Week 13 : Cincinnati Bengals
I’m going to start by saying this – by the time the Chiefs get to their week 13 matchup with the Bengals, Cinci might be a 5 or 6 loss team.
Or they could be awesome. Who knows. Either way, the history here doesn’t need to be repeated. These wounds are still too fresh. Now that Carlos Dunlap is on board in Kansas City, this is an extreme revenge game. I would be absolutely flabbergasted if th Chiefs don’t win this by double digits.
Can’t wait for the Cincinnati fans (who dey nation?) to come back out of the woodworks and talk about Joe Burrow being better than Mahomes. I hope they do it all year, just to get Pat that much more fired up.
I used to like Joe Burrow. And I still think he’s kind of a cool dude, outside of those stupid ass shades he wore last year during the playoffs, but let’s be real here. Ja’Marr Chase is a stud and you’ve got a loaded receiver corps -cool. Let’s see what happens when the Chiefs actually dial up some pressure on Sheisty.
Week 14 : Denver Broncos
Chiefs Kingdom….let’s ride.
Chiefs KINGDOM. Let’s ride.
chiefs kingdom…let’s RIDE.
Russell Wilson sucks, the Broncos suck, and I can’t wait for this pathetic excuse for an organization to go 8-9 and maintain their completely mediocre existence. Peyton Manning ain’t walking through those doors anytime soon. Have fun being bad enough to never win anything significant, but not quite bad enough to benefit from good draft picks. You guys even suck at sucking.
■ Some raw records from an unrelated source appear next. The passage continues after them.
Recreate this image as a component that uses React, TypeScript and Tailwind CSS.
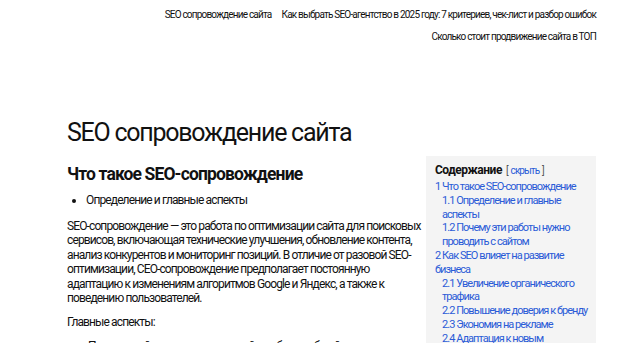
const toc = [
  { n: '1', t: 'Что такое SEO-сопровождение', sub: false },
  { n: '1.1', t: 'Определение и главные аспекты', sub: true },
  { n: '1.2', t: 'Почему эти работы нужно проводить с сайтом', sub: true },
  { n: '2', t: 'Как SEO влияет на развитие бизнеса', sub: false },
  { n: '2.1', t: 'Увеличение органического трафика', sub: true },
  { n: '2.2', t: 'Повышение доверия к бренду', sub: true },
  { n: '2.3', t: 'Экономия на рекламе', sub: true },
  { n: '2.4', t: 'Адаптация к новым алгоритмам', sub: true },
];

export default function App() {
  return (
    <div className="h-[343px] overflow-hidden bg-white text-[#111] tracking-[-0.05em] font-['Roboto','Noto_Sans',sans-serif]">
      {/* меню */}
      <nav className="pt-[9px] pr-[24px] flex flex-col items-end text-[10px] leading-[12px]">
        <div className="flex gap-[10px]">
          <a>SEO сопровождение сайта</a>
          <a>Как выбрать SEO-агентство в 2025 году: 7 критериев, чек-лист и разбор ошибок</a>
        </div>
        <a className="mt-[10px]">Сколько стоит продвижение сайта в ТОП</a>
      </nav>

      <div className="pl-[67px] pr-[24px] pt-[74px]">
        <h1 className="text-[25px] leading-[32px] font-normal tracking-[-0.05em]">SEO сопровождение сайта</h1>

        <div className="flex gap-[4px] mt-[7px]">
          <article className="flex-1 pt-[7px] tracking-[-0.055em]">
            <h2 className="text-[17.5px] leading-[22px] font-bold tracking-[-0.05em]">Что такое SEO-сопровождение</h2>
            <ul className="list-disc pl-[19px] mt-[8px] text-[12px] leading-[14.5px]">
              <li>Определение и главные аспекты</li>
            </ul>
            <p className="mt-[11px] text-[12px] leading-[14.5px]">
              SEO-сопровождение — это работа по оптимизации сайта для поисковых сервисов, включающая технические улучшения, обновление контента, анализ конкурентов и мониторинг позиций. В отличие от разовой SEO-оптимизации, СЕО-сопровождение предполагает постоянную адаптацию к изменениям алгоритмов Google и Яндекс, а также к поведению пользователей.
            </p>
            <p className="mt-[9px] text-[12px] leading-[14.5px]">Главные аспекты:</p>
            <ul className="list-disc pl-[21px] mt-[10px] text-[12px] leading-[14.5px]">
              <li>Постоянный мониторинг позиций и работа с общей видимостью сайта</li>
            </ul>
          </article>

          <aside className="w-[170px] shrink-0 bg-[#f4f4f4] px-[8px] pt-[6px] pb-[10px] self-start tracking-[-0.06em]">
            <div className="flex items-baseline gap-[4px] pl-[1px]">
              <span className="text-[12px] leading-[16px] font-bold tracking-[-0.04em]">Содержание</span>
              <span className="text-[10px] text-[#555] flex gap-[3px]">
                <span>[</span>
                <a className="text-[#2a5bd7]">скрыть</a>
                <span>]</span>
              </span>
            </div>
            <ol className="mt-[2px] text-[11px] leading-[13.8px] text-[#2a5bd7] pl-[1px]">
              {toc.map((item) => (
                <li key={item.n} className={item.sub ? 'pl-[7px]' : ''}>
                  <a>
                    {item.n} {item.t}
                  </a>
                </li>
              ))}
            </ol>
          </aside>
        </div>
      </div>
    </div>
  );
}
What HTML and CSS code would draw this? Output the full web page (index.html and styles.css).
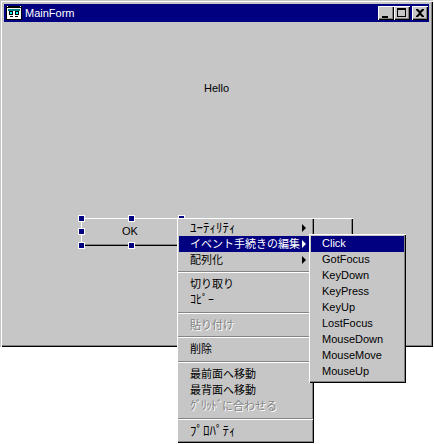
FILE: index.html
```html
<!DOCTYPE html>
<html lang="ja">
<head>
<meta charset="utf-8">
<title>MainForm</title>
<link rel="stylesheet" href="styles.css">
</head>
<body>
<div class="window">
  <div class="titlebar">
    <svg class="app-icon" width="16" height="14" viewBox="0 0 16 14">
      <rect x="0" y="0" width="16" height="14" fill="#000"/>
      <rect x="1" y="2" width="14" height="11" fill="#fff"/>
      <rect x="2" y="3" width="12" height="2" fill="#008080"/>
      <rect x="1" y="0" width="1" height="1" fill="#fff"/><rect x="14" y="0" width="1" height="1" fill="#fff"/>
      <rect x="3" y="5" width="4" height="4" fill="#000"/><rect x="4" y="6" width="2" height="2" fill="#0ff"/>
      <rect x="9" y="5" width="4" height="4" fill="#000"/><rect x="10" y="6" width="2" height="2" fill="#0ff"/>
      <rect x="4" y="10" width="3" height="1" fill="#000"/><rect x="9" y="10" width="3" height="1" fill="#000"/>
    </svg>
    <span class="title">MainForm</span>
    <div class="controls">
      <button class="ctl"><svg width="16" height="14" viewBox="0 0 16 14"><rect x="4" y="10" width="6" height="2" fill="#000"/></svg></button>
      <button class="ctl"><svg width="16" height="14" viewBox="0 0 16 14"><path d="M3 2h9v9H3z M4 4v6h7V4z" fill="#000" fill-rule="evenodd"/></svg></button>
      <button class="ctl ctl-close"><svg width="16" height="14" viewBox="0 0 16 14"><path d="M4 3h2l2 2 2-2h2v1l-3 3 3 3v1h-2L8 9l-2 2H4v-1l3-3-3-3z" fill="#000"/></svg></button>
    </div>
  </div>
  <div class="client">
    <span class="hello">Hello</span>
    <div class="design-btn btn-ok">OK</div>
    <div class="design-btn btn-other"></div>
    <i class="handle h1"></i><i class="handle h2"></i><i class="handle h3"></i>
    <i class="handle h4"></i><i class="handle h5"></i><i class="handle h6"></i>
  </div>
</div>

<div class="menu main-menu">
  <div class="item"><span class="kana-lg">ﾕｰﾃｨﾘﾃｨ</span><i class="arrow"></i></div>
  <div class="item active"><span>イベント手続きの編集</span><i class="arrow"></i></div>
  <div class="item"><span>配列化</span><i class="arrow"></i></div>
  <div class="sep sep-short"></div>
  <div class="item"><span>切り取り</span></div>
  <div class="item"><span class="kana-md">ｺﾋﾟｰ</span></div>
  <div class="sep"></div>
  <div class="item disabled"><span>貼り付け</span></div>
  <div class="sep sep-short"></div>
  <div class="item"><span>削除</span></div>
  <div class="sep"></div>
  <div class="item"><span>最前面へ移動</span></div>
  <div class="item"><span>最背面へ移動</span></div>
  <div class="item disabled"><span><span class="kana-tight">ｸﾞﾘｯﾄﾞ</span>に合わせる</span></div>
  <div class="sep"></div>
  <div class="item"><span class="kana-lg">ﾌﾟﾛﾊﾟﾃｨ</span></div>
</div>

<div class="menu sub-menu">
  <div class="item active"><span>Click</span></div>
  <div class="item"><span>GotFocus</span></div>
  <div class="item"><span>KeyDown</span></div>
  <div class="item"><span>KeyPress</span></div>
  <div class="item"><span>KeyUp</span></div>
  <div class="item"><span>LostFocus</span></div>
  <div class="item"><span>MouseDown</span></div>
  <div class="item"><span>MouseMove</span></div>
  <div class="item"><span>MouseUp</span></div>
</div>
</body>
</html>
```

FILE: styles.css
```css
* { box-sizing: border-box; }
html, body { margin: 0; padding: 0; }
body {
  position: relative;
  width: 434px;
  height: 444px;
  overflow: hidden;
  background: #fff;
  font: 11px/16px "Liberation Sans", "Noto Sans CJK JP", sans-serif;
  color: #000;
}
.window {
  width: 433px;
  height: 347px;
  padding: 4px;
  display: flex;
  flex-direction: column;
  background: #c6c6c6;
  box-shadow: inset 1px 1px 0 #c6c6c6, inset 2px 2px 0 #fff, inset -1px -1px 0 #000, inset -2px -2px 0 #848484;
}
.titlebar {
  height: 18px;
  background: #000080;
  color: #fff;
  display: flex;
  align-items: center;
  padding-left: 2px;
  flex: none;
}
.app-icon { flex: none; }
.title { margin-left: 3px; }
.controls { margin-left: auto; margin-right: 1px; display: flex; }
.ctl {
  width: 16px;
  height: 14px;
  padding: 0;
  border: 0;
  background: #c6c6c6;
  box-shadow: inset 1px 1px 0 #fff, inset -1px -1px 0 #000, inset -2px -2px 0 #848484;
  display: block;
}
.ctl svg { display: block; }
.ctl-close { margin-left: 2px; }
.client { position: relative; flex: 1; }
.hello { position: absolute; left: 200px; top: 58px; }
.design-btn {
  position: absolute;
  background: #c6c6c6;
  text-align: center;
  box-shadow: inset 1px 1px 0 #fff, inset -1px -1px 0 #000, inset -2px -2px 0 #848484;
}
.btn-ok { left: 77px; top: 196px; width: 98px; height: 28px; line-height: 27px; }
.btn-other { left: 250px; top: 196px; width: 99px; height: 28px; }
.handle {
  position: absolute;
  width: 7px;
  height: 7px;
  background: #000080;
  border: 1px solid #fff;
}
.h1 { left: 74px; top: 193px; }
.h2 { left: 124px; top: 193px; }
.h3 { left: 174px; top: 193px; }
.h4 { left: 74px; top: 206px; }
.h5 { left: 74px; top: 220px; }
.h6 { left: 124px; top: 220px; }
.menu {
  position: absolute;
  background: #c6c6c6;
  padding: 2px;
  box-shadow: inset 1px 1px 0 #fff, inset -1px -1px 0 #000, inset -2px -2px 0 #848484;
}
.main-menu { left: 177px; top: 218px; width: 137px; height: 225px; }
.sub-menu { left: 309px; top: 234px; width: 97px; height: 149px; }
.item {
  height: 16px;
  display: flex;
  align-items: center;
  justify-content: space-between;
  padding: 0 6px 0 11px;
  white-space: nowrap;
}
.sub-menu .item span { position: relative; top: -1px; }
.kana-lg { font-size: 13px; }
.kana-md { font-size: 12px; }
.kana-tight { font-size: 12px; letter-spacing: -1px; }
.active { background: #000080; color: #fff; }
.disabled { color: #848484; text-shadow: 1px 1px 0 #fff; }
.arrow {
  width: 0;
  height: 0;
  border-left: 4px solid #000;
  border-top: 4px solid transparent;
  border-bottom: 4px solid transparent;
}
.active .arrow { border-left-color: #fff; }
.sep { height: 9px; padding-top: 4px; margin: 0 -1px; }
.sep::before {
  content: "";
  display: block;
  height: 2px;
  background: linear-gradient(#848484 50%, #fff 50%);
}
.sep-short { height: 8px; padding-top: 3px; }
```
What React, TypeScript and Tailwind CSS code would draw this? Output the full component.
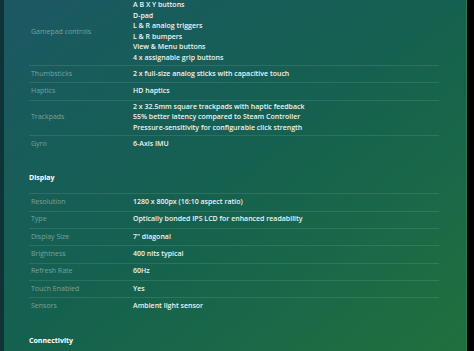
const gamepad = [
  "A B X Y buttons",
  "D-pad",
  "L & R analog triggers",
  "L & R bumpers",
  "View & Menu buttons",
  "4 x assignable grip buttons",
];

const controls: [string, string[]][] = [
  ["Gamepad controls", gamepad],
  ["Thumbsticks", ["2 x full-size analog sticks with capacitive touch"]],
  ["Haptics", ["HD haptics"]],
  [
    "Trackpads",
    [
      "2 x 32.5mm square trackpads with haptic feedback",
      "55% better latency compared to Steam Controller",
      "Pressure-sensitivity for configurable click strength",
    ],
  ],
  ["Gyro", ["6-Axis IMU"]],
];

const display: [string, string[]][] = [
  ["Resolution", ["1280 x 800px (16:10 aspect ratio)"]],
  ["Type", ["Optically bonded IPS LCD for enhanced readability"]],
  ["Display Size", ["7\" diagonal"]],
  ["Brightness", ["400 nits typical"]],
  ["Refresh Rate", ["60Hz"]],
  ["Touch Enabled", ["Yes"]],
  ["Sensors", ["Ambient light sensor"]],
];

const SpecTable = ({ rows }: { rows: [string, string[]][] }) => (
  <div className="flex flex-col">
    {rows.map(([label, values]) => (
      <div
        key={label}
        className="flex items-center min-h-[17.3px] border-t border-white/10 py-[1.3px]"
      >
        <div className="w-[104px] pl-[2px] text-[#76a29f] font-medium">{label}</div>
        <div className="flex flex-col text-[#eef5f3] font-semibold">
          {values.map((v) => (
            <div key={v}>{v}</div>
          ))}
        </div>
      </div>
    ))}
  </div>
);

export default function App() {
  return (
    <div
      className="w-[474px] h-[351px] overflow-hidden flex bg-black text-[7px] leading-[10.6px]"
      style={{ fontFamily: '"Open Sans", "Noto Sans", sans-serif' }}
    >
      <div className="w-[4px] bg-[#0f3438]" />
      <div className="w-[463px] border-r border-[#2a7a55] bg-gradient-to-br from-[#1b5863] via-[#15614f] to-[#20703d] pl-[25px] pr-[27px] overflow-hidden">
        <div className="-mt-[2.2px]">
          <SpecTable rows={controls} />
        </div>
        <div className="pt-[21px] pb-[9.5px] font-bold text-white">Display</div>
        <SpecTable rows={display} />
        <div className="pt-[21.5px] font-bold text-white">Connectivity</div>
      </div>
    </div>
  );
}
Just as I suspected, I got a little more heated as each of these went on. Which is precisely how I hope the 2022 season goes for Patrick Mahomes and the Kansas City Chiefs. They’ve had the target on their backs as the top dog in the AFC (and the NFL, honestly) for 4 years now, so this position of disrespected “underdog” should be kind of refreshing for them.